▶ GOAL
Write out the listing below in full and exactly, leaving out every picture.

▶ PROVIDED DATA
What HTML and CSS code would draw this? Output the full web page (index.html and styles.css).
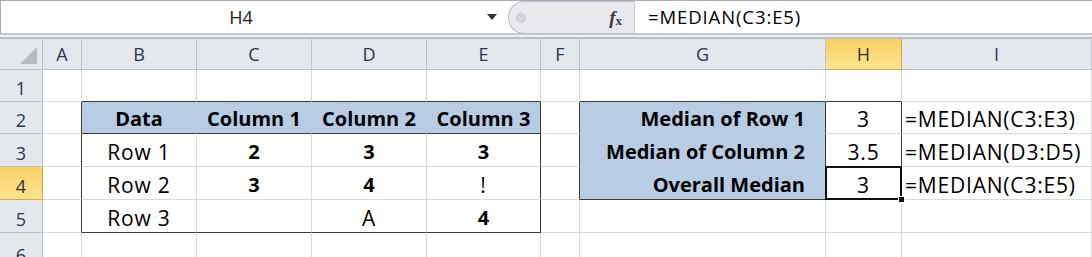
FILE: index.html
```html
<!DOCTYPE html>
<html lang="en">
<head>
  <meta charset="UTF-8">
  <title>MEDIAN example</title>
  <link rel="stylesheet" href="styles.css">
</head>
<body>

<div class="formula-bar">
  <div class="name-box">
    <span class="name">H4</span>
    <span class="drop"></span>
  </div>
  <div class="fx-zone">
    <span class="knob"></span>
    <span class="fx"><i>f</i><sub>x</sub></span>
  </div>
  <div class="formula">=MEDIAN(C3:E5)</div>
</div>
<div class="bar-gap"></div>

<div class="sheet">
  <!-- column headers -->
  <div class="hd corner"><span class="tri"></span></div>
  <div class="hd">A</div>
  <div class="hd">B</div>
  <div class="hd">C</div>
  <div class="hd">D</div>
  <div class="hd">E</div>
  <div class="hd">F</div>
  <div class="hd">G</div>
  <div class="hd on">H</div>
  <div class="hd">I</div>

  <!-- row 1 -->
  <div class="rh">1</div>
  <div class="c"></div>
  <div class="c bb"></div>
  <div class="c bb"></div>
  <div class="c bb"></div>
  <div class="c bb"></div>
  <div class="c"></div>
  <div class="c bb"></div>
  <div class="c bb"></div>
  <div class="c"></div>

  <!-- row 2 -->
  <div class="rh">2</div>
  <div class="c br"></div>
  <div class="c fill head bb">Data</div>
  <div class="c fill head bb">Column 1</div>
  <div class="c fill head bb">Column 2</div>
  <div class="c fill head bb br">Column 3</div>
  <div class="c br"></div>
  <div class="c fill label br">Median of Row 1</div>
  <div class="c num br">3</div>
  <div class="c text">=MEDIAN(C3:E3)</div>

  <!-- row 3 -->
  <div class="rh">3</div>
  <div class="c br"></div>
  <div class="c mid">Row 1</div>
  <div class="c mid b">2</div>
  <div class="c mid b">3</div>
  <div class="c mid b br">3</div>
  <div class="c br"></div>
  <div class="c fill label br">Median of Column 2</div>
  <div class="c num br">3.5</div>
  <div class="c text">=MEDIAN(D3:D5)</div>

  <!-- row 4 -->
  <div class="rh on">4</div>
  <div class="c br"></div>
  <div class="c mid">Row 2</div>
  <div class="c mid b">3</div>
  <div class="c mid b">4</div>
  <div class="c mid br">!</div>
  <div class="c br"></div>
  <div class="c fill label br bb last">Overall Median</div>
  <div class="c num br bb sel">3<span class="handle"></span></div>
  <div class="c text">=MEDIAN(C3:E5)</div>

  <!-- row 5 -->
  <div class="rh">5</div>
  <div class="c br"></div>
  <div class="c mid bb">Row 3</div>
  <div class="c mid bb"></div>
  <div class="c mid bb">A</div>
  <div class="c mid b bb br">4</div>
  <div class="c"></div>
  <div class="c"></div>
  <div class="c"></div>
  <div class="c"></div>

  <!-- row 6 -->
  <div class="rh">6</div>
  <div class="c"></div>
  <div class="c"></div>
  <div class="c"></div>
  <div class="c"></div>
  <div class="c"></div>
  <div class="c"></div>
  <div class="c"></div>
  <div class="c"></div>
  <div class="c"></div>
</div>

</body>
</html>
```

FILE: styles.css
```css
:root {
  --grid: #d9d9d9;
  --edge: #3c3c3c;
  --fill: #b8cce4;
  --head-bg: #e4e7eb;
  --head-line: #bcc2ca;
  --head-text: #28384f;
}

* {
  box-sizing: border-box;
}

body {
  margin: 0;
  width: 1092px;
  height: 257px;
  overflow: hidden;
  background: #fff;
  font-family: "Open Sans", Lato, sans-serif;
  color: #000;
}

/* formula bar */
.formula-bar {
  display: flex;
  height: 33px;
  border-top: 1px solid #a7adb5;
  border-left: 1px solid #a7adb5;
}

.name-box {
  width: 507px;
  display: flex;
  align-items: center;
}

.name {
  width: 480px;
  text-align: center;
  font-size: 18px;
  color: #222;
}

.drop {
  margin-left: 6px;
  border-left: 5px solid transparent;
  border-right: 5px solid transparent;
  border-top: 6px solid #333;
}

.fx-zone {
  width: 127px;
  display: flex;
  align-items: center;
  justify-content: space-between;
  padding: 0 12px 0 7px;
  background: #e7e9ed;
  border: 1px solid #b9bec6;
  border-right-color: #c9cdd3;
  border-radius: 16px 0 0 16px;
  margin-bottom: -1px;
}

.knob {
  width: 10px;
  height: 10px;
  border-radius: 50%;
  background: #d3d6db;
  border: 1px solid #c6cad0;
}

.fx {
  font-family: "Liberation Serif", serif;
  font-weight: bold;
  font-size: 19px;
  color: #3a3a3a;
}

.fx sub {
  font-size: 13px;
  vertical-align: -1px;
}

.formula {
  flex: 1;
  padding: 3px 0 0 13px;
  font-size: 18.5px;
  letter-spacing: 0.9px;
}

.bar-gap {
  height: 6px;
  border-top: 2px solid #c3c6d2;
  border-bottom: 2px solid #b9bdc4;
  background: #eef0f3;
}

/* sheet grid */
.sheet {
  display: grid;
  grid-template-columns: 43px 39px 115px 115px 115px 114px 39px 246px 76px 190px;
  grid-template-rows: 31px 32px 32px 33px 33px 33px 40px;
}

.hd,
.rh {
  background: var(--head-bg);
  color: var(--head-text);
  border-right: 1px solid var(--head-line);
  border-bottom: 1px solid var(--head-line);
  display: flex;
  align-items: center;
  justify-content: center;
  font-size: 18px;
}

.rh {
  padding-top: 5px;
}

.corner {
  position: relative;
}

.tri {
  position: absolute;
  right: 5px;
  bottom: 5px;
  border-left: 17px solid transparent;
  border-bottom: 17px solid #b7bbc1;
}

.hd.on,
.rh.on {
  background: linear-gradient(#f8cf64, #fde58f);
  border-color: #e0a740;
  color: #333;
}

.c {
  border-right: 1px solid var(--grid);
  border-bottom: 1px solid var(--grid);
  display: flex;
  align-items: flex-end;
  padding-bottom: 2px;
  font-size: 21px;
  letter-spacing: 0.8px;
  line-height: 24px;
  white-space: nowrap;
}

.br {
  border-right-color: var(--edge);
}

.bb {
  border-bottom-color: var(--edge);
}

.fill {
  background: var(--fill);
  border-bottom-color: var(--fill);
}

.fill.head {
  border-right-color: var(--fill);
  border-bottom-color: var(--edge);
  justify-content: center;
}

.fill.head.br {
  border-right-color: var(--edge);
}

.head,
.label,
.b {
  font-size: 20px;
  font-weight: bold;
  letter-spacing: 0;
}

.label {
  justify-content: flex-end;
  padding-right: 20px;
}

.label.last {
  border-bottom-color: var(--edge);
}

.mid,
.num {
  justify-content: center;
}

.text {
  padding-left: 3px;
}

.sel {
  position: relative;
}

.sel::after {
  content: "";
  position: absolute;
  left: -1px;
  top: -1px;
  right: -1px;
  bottom: -1px;
  border: 2px solid #111;
}

.handle {
  position: absolute;
  right: -4px;
  bottom: -4px;
  width: 7px;
  height: 7px;
  background: #111;
  border: 1px solid #fff;
  z-index: 1;
}
```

▶ PROBLEM SOLUTION
What HTML and CSS code would draw this? Output the full web page (index.html and styles.css).
FILE: index.html
```html
<!DOCTYPE html>
<html lang="en">
<head>
  <meta charset="UTF-8">
  <title>MEDIAN example</title>
  <link rel="stylesheet" href="styles.css">
</head>
<body>

<div class="formula-bar">
  <div class="name-box">
    <span class="name">H4</span>
    <span class="drop"></span>
  </div>
  <div class="fx-zone">
    <span class="knob"></span>
    <span class="fx"><i>f</i><sub>x</sub></span>
  </div>
  <div class="formula">=MEDIAN(C3:E5)</div>
</div>
<div class="bar-gap"></div>

<div class="sheet">
  <!-- column headers -->
  <div class="hd corner"><span class="tri"></span></div>
  <div class="hd">A</div>
  <div class="hd">B</div>
  <div class="hd">C</div>
  <div class="hd">D</div>
  <div class="hd">E</div>
  <div class="hd">F</div>
  <div class="hd">G</div>
  <div class="hd on">H</div>
  <div class="hd">I</div>

  <!-- row 1 -->
  <div class="rh">1</div>
  <div class="c"></div>
  <div class="c bb"></div>
  <div class="c bb"></div>
  <div class="c bb"></div>
  <div class="c bb"></div>
  <div class="c"></div>
  <div class="c bb"></div>
  <div class="c bb"></div>
  <div class="c"></div>

  <!-- row 2 -->
  <div class="rh">2</div>
  <div class="c br"></div>
  <div class="c fill head bb">Data</div>
  <div class="c fill head bb">Column 1</div>
  <div class="c fill head bb">Column 2</div>
  <div class="c fill head bb br">Column 3</div>
  <div class="c br"></div>
  <div class="c fill label br">Median of Row 1</div>
  <div class="c num br">3</div>
  <div class="c text">=MEDIAN(C3:E3)</div>

  <!-- row 3 -->
  <div class="rh">3</div>
  <div class="c br"></div>
  <div class="c mid">Row 1</div>
  <div class="c mid b">2</div>
  <div class="c mid b">3</div>
  <div class="c mid b br">3</div>
  <div class="c br"></div>
  <div class="c fill label br">Median of Column 2</div>
  <div class="c num br">3.5</div>
  <div class="c text">=MEDIAN(D3:D5)</div>

  <!-- row 4 -->
  <div class="rh on">4</div>
  <div class="c br"></div>
  <div class="c mid">Row 2</div>
  <div class="c mid b">3</div>
  <div class="c mid b">4</div>
  <div class="c mid br">!</div>
  <div class="c br"></div>
  <div class="c fill label br bb last">Overall Median</div>
  <div class="c num br bb sel">3<span class="handle"></span></div>
  <div class="c text">=MEDIAN(C3:E5)</div>

  <!-- row 5 -->
  <div class="rh">5</div>
  <div class="c br"></div>
  <div class="c mid bb">Row 3</div>
  <div class="c mid bb"></div>
  <div class="c mid bb">A</div>
  <div class="c mid b bb br">4</div>
  <div class="c"></div>
  <div class="c"></div>
  <div class="c"></div>
  <div class="c"></div>

  <!-- row 6 -->
  <div class="rh">6</div>
  <div class="c"></div>
  <div class="c"></div>
  <div class="c"></div>
  <div class="c"></div>
  <div class="c"></div>
  <div class="c"></div>
  <div class="c"></div>
  <div class="c"></div>
  <div class="c"></div>
</div>

</body>
</html>
```

FILE: styles.css
```css
:root {
  --grid: #d9d9d9;
  --edge: #3c3c3c;
  --fill: #b8cce4;
  --head-bg: #e4e7eb;
  --head-line: #bcc2ca;
  --head-text: #28384f;
}

* {
  box-sizing: border-box;
}

body {
  margin: 0;
  width: 1092px;
  height: 257px;
  overflow: hidden;
  background: #fff;
  font-family: "Open Sans", Lato, sans-serif;
  color: #000;
}

/* formula bar */
.formula-bar {
  display: flex;
  height: 33px;
  border-top: 1px solid #a7adb5;
  border-left: 1px solid #a7adb5;
}

.name-box {
  width: 507px;
  display: flex;
  align-items: center;
}

.name {
  width: 480px;
  text-align: center;
  font-size: 18px;
  color: #222;
}

.drop {
  margin-left: 6px;
  border-left: 5px solid transparent;
  border-right: 5px solid transparent;
  border-top: 6px solid #333;
}

.fx-zone {
  width: 127px;
  display: flex;
  align-items: center;
  justify-content: space-between;
  padding: 0 12px 0 7px;
  background: #e7e9ed;
  border: 1px solid #b9bec6;
  border-right-color: #c9cdd3;
  border-radius: 16px 0 0 16px;
  margin-bottom: -1px;
}

.knob {
  width: 10px;
  height: 10px;
  border-radius: 50%;
  background: #d3d6db;
  border: 1px solid #c6cad0;
}

.fx {
  font-family: "Liberation Serif", serif;
  font-weight: bold;
  font-size: 19px;
  color: #3a3a3a;
}

.fx sub {
  font-size: 13px;
  vertical-align: -1px;
}

.formula {
  flex: 1;
  padding: 3px 0 0 13px;
  font-size: 18.5px;
  letter-spacing: 0.9px;
}

.bar-gap {
  height: 6px;
  border-top: 2px solid #c3c6d2;
  border-bottom: 2px solid #b9bdc4;
  background: #eef0f3;
}

/* sheet grid */
.sheet {
  display: grid;
  grid-template-columns: 43px 39px 115px 115px 115px 114px 39px 246px 76px 190px;
  grid-template-rows: 31px 32px 32px 33px 33px 33px 40px;
}

.hd,
.rh {
  background: var(--head-bg);
  color: var(--head-text);
  border-right: 1px solid var(--head-line);
  border-bottom: 1px solid var(--head-line);
  display: flex;
  align-items: center;
  justify-content: center;
  font-size: 18px;
}

.rh {
  padding-top: 5px;
}

.corner {
  position: relative;
}

.tri {
  position: absolute;
  right: 5px;
  bottom: 5px;
  border-left: 17px solid transparent;
  border-bottom: 17px solid #b7bbc1;
}

.hd.on,
.rh.on {
  background: linear-gradient(#f8cf64, #fde58f);
  border-color: #e0a740;
  color: #333;
}

.c {
  border-right: 1px solid var(--grid);
  border-bottom: 1px solid var(--grid);
  display: flex;
  align-items: flex-end;
  padding-bottom: 2px;
  font-size: 21px;
  letter-spacing: 0.8px;
  line-height: 24px;
  white-space: nowrap;
}

.br {
  border-right-color: var(--edge);
}

.bb {
  border-bottom-color: var(--edge);
}

.fill {
  background: var(--fill);
  border-bottom-color: var(--fill);
}

.fill.head {
  border-right-color: var(--fill);
  border-bottom-color: var(--edge);
  justify-content: center;
}

.fill.head.br {
  border-right-color: var(--edge);
}

.head,
.label,
.b {
  font-size: 20px;
  font-weight: bold;
  letter-spacing: 0;
}

.label {
  justify-content: flex-end;
  padding-right: 20px;
}

.label.last {
  border-bottom-color: var(--edge);
}

.mid,
.num {
  justify-content: center;
}

.text {
  padding-left: 3px;
}

.sel {
  position: relative;
}

.sel::after {
  content: "";
  position: absolute;
  left: -1px;
  top: -1px;
  right: -1px;
  bottom: -1px;
  border: 2px solid #111;
}

.handle {
  position: absolute;
  right: -4px;
  bottom: -4px;
  width: 7px;
  height: 7px;
  background: #111;
  border: 1px solid #fff;
  z-index: 1;
}
```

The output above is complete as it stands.